Given data.
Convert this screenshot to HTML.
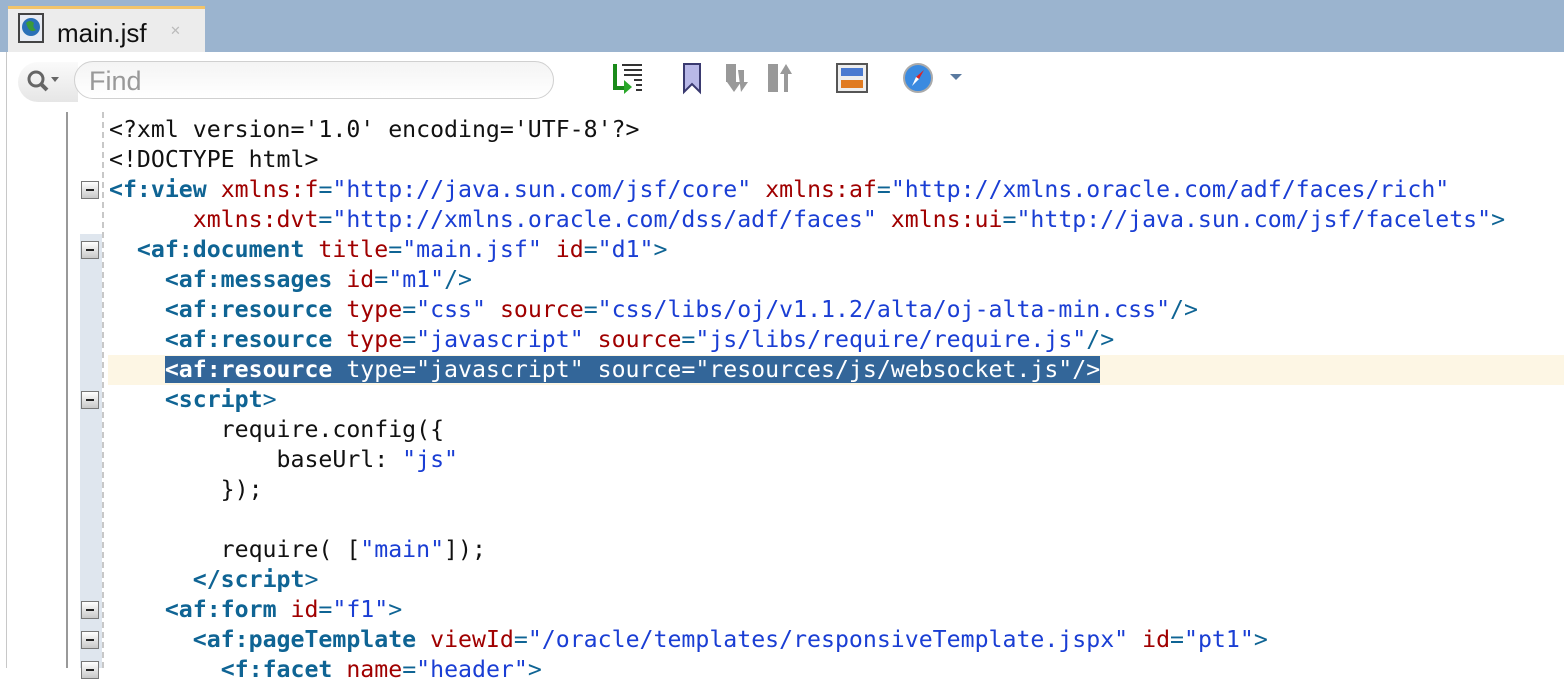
<!DOCTYPE html>
<html><head><style>
body{margin:0;width:1564px;height:668px;overflow:hidden;background:#fff;position:relative;font-family:"Liberation Sans",sans-serif}
.top{position:absolute;left:0;top:0;width:1564px;height:52px;background:#9bb4cf}
.tab{position:absolute;left:8px;top:6px;width:197px;height:46px;background:#ececec;border-top:3px solid #f2c46a;box-sizing:border-box}
.tab .nm{position:absolute;left:49px;top:9px;font-size:26px;color:#111}
.tab .x{position:absolute;left:162px;top:14px;color:#bbb;font-size:13px}
.main{position:absolute;left:6px;top:52px;width:1558px;height:616px;background:#fff;border-left:1px solid #c8c8c8}
.find{position:absolute;left:74px;top:61px;width:480px;height:38px;border:1px solid #d0d0d0;border-radius:20px;background:linear-gradient(#f4f4f4,#fff);box-sizing:border-box}
.find span{position:absolute;left:14px;top:4px;font-size:27px;color:#999}
.srch{position:absolute;left:18px;top:62px;width:60px;height:40px;border-radius:20px 0 0 20px;background:linear-gradient(#fafafa,#e6e6e6)}
.gline{position:absolute;left:66px;top:112px;width:2px;height:556px;background:#999}
.gband{position:absolute;left:80px;top:234px;width:22px;height:434px;background:#dfe6ee}
.dash{position:absolute;left:102px;top:112px;height:556px;border-left:2px dashed #c8c8c8}
.code{position:absolute;left:109px;top:115px;font-family:"DejaVu Sans Mono","Liberation Mono",monospace;font-size:23.2px;line-height:30px;white-space:pre;color:#111}
.l{height:30px}
.t{color:#0f6494;font-weight:bold}.tn{color:#0f6494}
.a{color:#a00000}.v{color:#1a3ed4}
.cur{position:absolute;left:108px;top:355px;width:1456px;height:30px;background:#fdf6e4}
.sel{background:#336699;color:#fff}
.sel *{color:#fff!important}
.fold{position:absolute;left:81px;width:18px;height:18px;border:1px solid #777;background:linear-gradient(#fff,#c8c8c8);box-sizing:border-box}
.fold:after{content:"";position:absolute;left:4px;top:7px;width:8px;height:2px;background:#222}
</style></head><body>
<div class="top"></div>
<div class="tab"><svg style="position:absolute;left:10px;top:4px" width="26" height="30"><rect x="1" y="1" width="24" height="28" fill="#e8ecf4" stroke="#444" stroke-width="2"/><circle cx="13" cy="14" r="9" fill="#2a70b8"/><path d="M8 10 q4-4 8 0 q-2 4 2 7 q-5 3-8-2z" fill="#3a9a3a"/></svg><span class="nm">main.jsf</span><span class="x">✕</span></div>
<div class="main"></div>
<div class="srch"><svg width="60" height="40"><circle cx="18" cy="17" r="7" fill="none" stroke="#666" stroke-width="3"/><line x1="23" y1="22" x2="29" y2="28" stroke="#666" stroke-width="4"/><path d="M33 15 l8 0 l-4 5z" fill="#666"/></svg></div>
<div class="find"><span>Find</span></div>
<svg style="position:absolute;left:612px;top:62px" width="360" height="34">
<path d="M3 2 v24 h12" fill="none" stroke="#1a8a1a" stroke-width="4"/><path d="M12 18 l8 7 l-8 7z" fill="#2aa82a"/><g fill="#333"><rect x="10" y="2" width="20" height="2"/><rect x="12" y="7" width="18" height="2"/><rect x="12" y="12" width="18" height="2"/><rect x="22" y="17" width="8" height="2"/><rect x="24" y="22" width="6" height="2"/><rect x="24" y="27" width="6" height="2"/></g>
<path d="M72 2 h16 v28 l-8-8 l-8 8z" fill="#b8b8e8" stroke="#3a3a70" stroke-width="2"/>
<path d="M114 2 h10 v18 h5 l-7 10 l-7-10 h-1z M126 8 h6 v12 h4 l-7 10z" fill="#999"/>
<path d="M156 2 h10 v28 h-10z M168 12 l6-10 l6 10 h-4 v18 h-4 v-18z" fill="#999"/>
<rect x="225" y="2" width="30" height="28" fill="#eee" stroke="#555" stroke-width="2"/><rect x="229" y="6" width="22" height="8" fill="#4a7ad0"/><rect x="229" y="18" width="22" height="8" fill="#e07a20"/>
<circle cx="306" cy="16" r="14" fill="#3a8ae0" stroke="#aaa" stroke-width="2"/><path d="M312 8 l-5 9 l-3-2z" fill="#e02020"/><path d="M300 24 l4-9 l3 2z" fill="#fff"/>
<path d="M338 12 h12 l-6 6z" fill="#5a7aa0"/>
</svg>
<div class="gline"></div>
<div class="gband"></div>
<div class="dash"></div>
<div class="cur"></div>
<div class="fold" style="top:181px"></div>
<div class="fold" style="top:241px"></div>
<div class="fold" style="top:391px"></div>
<div class="fold" style="top:601px"></div>
<div class="fold" style="top:631px"></div>
<div class="fold" style="top:661px"></div>
<div class="code"><div class="l">&lt;?xml version='1.0' encoding='UTF-8'?&gt;</div><div class="l">&lt;!DOCTYPE html&gt;</div><div class="l"><span class="t">&lt;f:view</span> <span class="a">xmlns:f</span><span class="tn">=</span><span class="v">"http://java.sun.com/jsf/core"</span> <span class="a">xmlns:af</span><span class="tn">=</span><span class="v">"http://xmlns.oracle.com/adf/faces/rich"</span></div><div class="l">      <span class="a">xmlns:dvt</span><span class="tn">=</span><span class="v">"http://xmlns.oracle.com/dss/adf/faces"</span> <span class="a">xmlns:ui</span><span class="tn">=</span><span class="v">"http://java.sun.com/jsf/facelets"</span><span class="tn">&gt;</span></div><div class="l">  <span class="t">&lt;af:document</span> <span class="a">title</span><span class="tn">=</span><span class="v">"main.jsf"</span> <span class="a">id</span><span class="tn">=</span><span class="v">"d1"</span><span class="tn">&gt;</span></div><div class="l">    <span class="t">&lt;af:messages</span> <span class="a">id</span><span class="tn">=</span><span class="v">"m1"</span><span class="tn">/&gt;</span></div><div class="l">    <span class="t">&lt;af:resource</span> <span class="a">type</span><span class="tn">=</span><span class="v">"css"</span> <span class="a">source</span><span class="tn">=</span><span class="v">"css/libs/oj/v1.1.2/alta/oj-alta-min.css"</span><span class="tn">/&gt;</span></div><div class="l">    <span class="t">&lt;af:resource</span> <span class="a">type</span><span class="tn">=</span><span class="v">"javascript"</span> <span class="a">source</span><span class="tn">=</span><span class="v">"js/libs/require/require.js"</span><span class="tn">/&gt;</span></div><div class="l">    <span class="sel"><span class="t">&lt;af:resource</span> type="javascript" source="resources/js/websocket.js"/&gt;</span></div><div class="l">    <span class="t">&lt;script</span><span class="tn">&gt;</span></div><div class="l">        require.config({</div><div class="l">            baseUrl: <span class="v">"js"</span></div><div class="l">        });</div><div class="l"> </div><div class="l">        require( [<span class="v">"main"</span>]);</div><div class="l">      <span class="t">&lt;/script</span><span class="tn">&gt;</span></div><div class="l">    <span class="t">&lt;af:form</span> <span class="a">id</span><span class="tn">=</span><span class="v">"f1"</span><span class="tn">&gt;</span></div><div class="l">      <span class="t">&lt;af:pageTemplate</span> <span class="a">viewId</span><span class="tn">=</span><span class="v">"/oracle/templates/responsiveTemplate.jspx"</span> <span class="a">id</span><span class="tn">=</span><span class="v">"pt1"</span><span class="tn">&gt;</span></div><div class="l">        <span class="t">&lt;f:facet</span> <span class="a">name</span><span class="tn">=</span><span class="v">"header"</span><span class="tn">&gt;</span></div></div>
</body></html>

Task objective. Without the pictures, print the whole listing exactly as given.

Response for this exercise.
Convert this screenshot to HTML.
<!DOCTYPE html>
<html><head><style>
body{margin:0;width:1564px;height:668px;overflow:hidden;background:#fff;position:relative;font-family:"Liberation Sans",sans-serif}
.top{position:absolute;left:0;top:0;width:1564px;height:52px;background:#9bb4cf}
.tab{position:absolute;left:8px;top:6px;width:197px;height:46px;background:#ececec;border-top:3px solid #f2c46a;box-sizing:border-box}
.tab .nm{position:absolute;left:49px;top:9px;font-size:26px;color:#111}
.tab .x{position:absolute;left:162px;top:14px;color:#bbb;font-size:13px}
.main{position:absolute;left:6px;top:52px;width:1558px;height:616px;background:#fff;border-left:1px solid #c8c8c8}
.find{position:absolute;left:74px;top:61px;width:480px;height:38px;border:1px solid #d0d0d0;border-radius:20px;background:linear-gradient(#f4f4f4,#fff);box-sizing:border-box}
.find span{position:absolute;left:14px;top:4px;font-size:27px;color:#999}
.srch{position:absolute;left:18px;top:62px;width:60px;height:40px;border-radius:20px 0 0 20px;background:linear-gradient(#fafafa,#e6e6e6)}
.gline{position:absolute;left:66px;top:112px;width:2px;height:556px;background:#999}
.gband{position:absolute;left:80px;top:234px;width:22px;height:434px;background:#dfe6ee}
.dash{position:absolute;left:102px;top:112px;height:556px;border-left:2px dashed #c8c8c8}
.code{position:absolute;left:109px;top:115px;font-family:"DejaVu Sans Mono","Liberation Mono",monospace;font-size:23.2px;line-height:30px;white-space:pre;color:#111}
.l{height:30px}
.t{color:#0f6494;font-weight:bold}.tn{color:#0f6494}
.a{color:#a00000}.v{color:#1a3ed4}
.cur{position:absolute;left:108px;top:355px;width:1456px;height:30px;background:#fdf6e4}
.sel{background:#336699;color:#fff}
.sel *{color:#fff!important}
.fold{position:absolute;left:81px;width:18px;height:18px;border:1px solid #777;background:linear-gradient(#fff,#c8c8c8);box-sizing:border-box}
.fold:after{content:"";position:absolute;left:4px;top:7px;width:8px;height:2px;background:#222}
</style></head><body>
<div class="top"></div>
<div class="tab"><svg style="position:absolute;left:10px;top:4px" width="26" height="30"><rect x="1" y="1" width="24" height="28" fill="#e8ecf4" stroke="#444" stroke-width="2"/><circle cx="13" cy="14" r="9" fill="#2a70b8"/><path d="M8 10 q4-4 8 0 q-2 4 2 7 q-5 3-8-2z" fill="#3a9a3a"/></svg><span class="nm">main.jsf</span><span class="x">✕</span></div>
<div class="main"></div>
<div class="srch"><svg width="60" height="40"><circle cx="18" cy="17" r="7" fill="none" stroke="#666" stroke-width="3"/><line x1="23" y1="22" x2="29" y2="28" stroke="#666" stroke-width="4"/><path d="M33 15 l8 0 l-4 5z" fill="#666"/></svg></div>
<div class="find"><span>Find</span></div>
<svg style="position:absolute;left:612px;top:62px" width="360" height="34">
<path d="M3 2 v24 h12" fill="none" stroke="#1a8a1a" stroke-width="4"/><path d="M12 18 l8 7 l-8 7z" fill="#2aa82a"/><g fill="#333"><rect x="10" y="2" width="20" height="2"/><rect x="12" y="7" width="18" height="2"/><rect x="12" y="12" width="18" height="2"/><rect x="22" y="17" width="8" height="2"/><rect x="24" y="22" width="6" height="2"/><rect x="24" y="27" width="6" height="2"/></g>
<path d="M72 2 h16 v28 l-8-8 l-8 8z" fill="#b8b8e8" stroke="#3a3a70" stroke-width="2"/>
<path d="M114 2 h10 v18 h5 l-7 10 l-7-10 h-1z M126 8 h6 v12 h4 l-7 10z" fill="#999"/>
<path d="M156 2 h10 v28 h-10z M168 12 l6-10 l6 10 h-4 v18 h-4 v-18z" fill="#999"/>
<rect x="225" y="2" width="30" height="28" fill="#eee" stroke="#555" stroke-width="2"/><rect x="229" y="6" width="22" height="8" fill="#4a7ad0"/><rect x="229" y="18" width="22" height="8" fill="#e07a20"/>
<circle cx="306" cy="16" r="14" fill="#3a8ae0" stroke="#aaa" stroke-width="2"/><path d="M312 8 l-5 9 l-3-2z" fill="#e02020"/><path d="M300 24 l4-9 l3 2z" fill="#fff"/>
<path d="M338 12 h12 l-6 6z" fill="#5a7aa0"/>
</svg>
<div class="gline"></div>
<div class="gband"></div>
<div class="dash"></div>
<div class="cur"></div>
<div class="fold" style="top:181px"></div>
<div class="fold" style="top:241px"></div>
<div class="fold" style="top:391px"></div>
<div class="fold" style="top:601px"></div>
<div class="fold" style="top:631px"></div>
<div class="fold" style="top:661px"></div>
<div class="code"><div class="l">&lt;?xml version='1.0' encoding='UTF-8'?&gt;</div><div class="l">&lt;!DOCTYPE html&gt;</div><div class="l"><span class="t">&lt;f:view</span> <span class="a">xmlns:f</span><span class="tn">=</span><span class="v">"http://java.sun.com/jsf/core"</span> <span class="a">xmlns:af</span><span class="tn">=</span><span class="v">"http://xmlns.oracle.com/adf/faces/rich"</span></div><div class="l">      <span class="a">xmlns:dvt</span><span class="tn">=</span><span class="v">"http://xmlns.oracle.com/dss/adf/faces"</span> <span class="a">xmlns:ui</span><span class="tn">=</span><span class="v">"http://java.sun.com/jsf/facelets"</span><span class="tn">&gt;</span></div><div class="l">  <span class="t">&lt;af:document</span> <span class="a">title</span><span class="tn">=</span><span class="v">"main.jsf"</span> <span class="a">id</span><span class="tn">=</span><span class="v">"d1"</span><span class="tn">&gt;</span></div><div class="l">    <span class="t">&lt;af:messages</span> <span class="a">id</span><span class="tn">=</span><span class="v">"m1"</span><span class="tn">/&gt;</span></div><div class="l">    <span class="t">&lt;af:resource</span> <span class="a">type</span><span class="tn">=</span><span class="v">"css"</span> <span class="a">source</span><span class="tn">=</span><span class="v">"css/libs/oj/v1.1.2/alta/oj-alta-min.css"</span><span class="tn">/&gt;</span></div><div class="l">    <span class="t">&lt;af:resource</span> <span class="a">type</span><span class="tn">=</span><span class="v">"javascript"</span> <span class="a">source</span><span class="tn">=</span><span class="v">"js/libs/require/require.js"</span><span class="tn">/&gt;</span></div><div class="l">    <span class="sel"><span class="t">&lt;af:resource</span> type="javascript" source="resources/js/websocket.js"/&gt;</span></div><div class="l">    <span class="t">&lt;script</span><span class="tn">&gt;</span></div><div class="l">        require.config({</div><div class="l">            baseUrl: <span class="v">"js"</span></div><div class="l">        });</div><div class="l"> </div><div class="l">        require( [<span class="v">"main"</span>]);</div><div class="l">      <span class="t">&lt;/script</span><span class="tn">&gt;</span></div><div class="l">    <span class="t">&lt;af:form</span> <span class="a">id</span><span class="tn">=</span><span class="v">"f1"</span><span class="tn">&gt;</span></div><div class="l">      <span class="t">&lt;af:pageTemplate</span> <span class="a">viewId</span><span class="tn">=</span><span class="v">"/oracle/templates/responsiveTemplate.jspx"</span> <span class="a">id</span><span class="tn">=</span><span class="v">"pt1"</span><span class="tn">&gt;</span></div><div class="l">        <span class="t">&lt;f:facet</span> <span class="a">name</span><span class="tn">=</span><span class="v">"header"</span><span class="tn">&gt;</span></div></div>
</body></html>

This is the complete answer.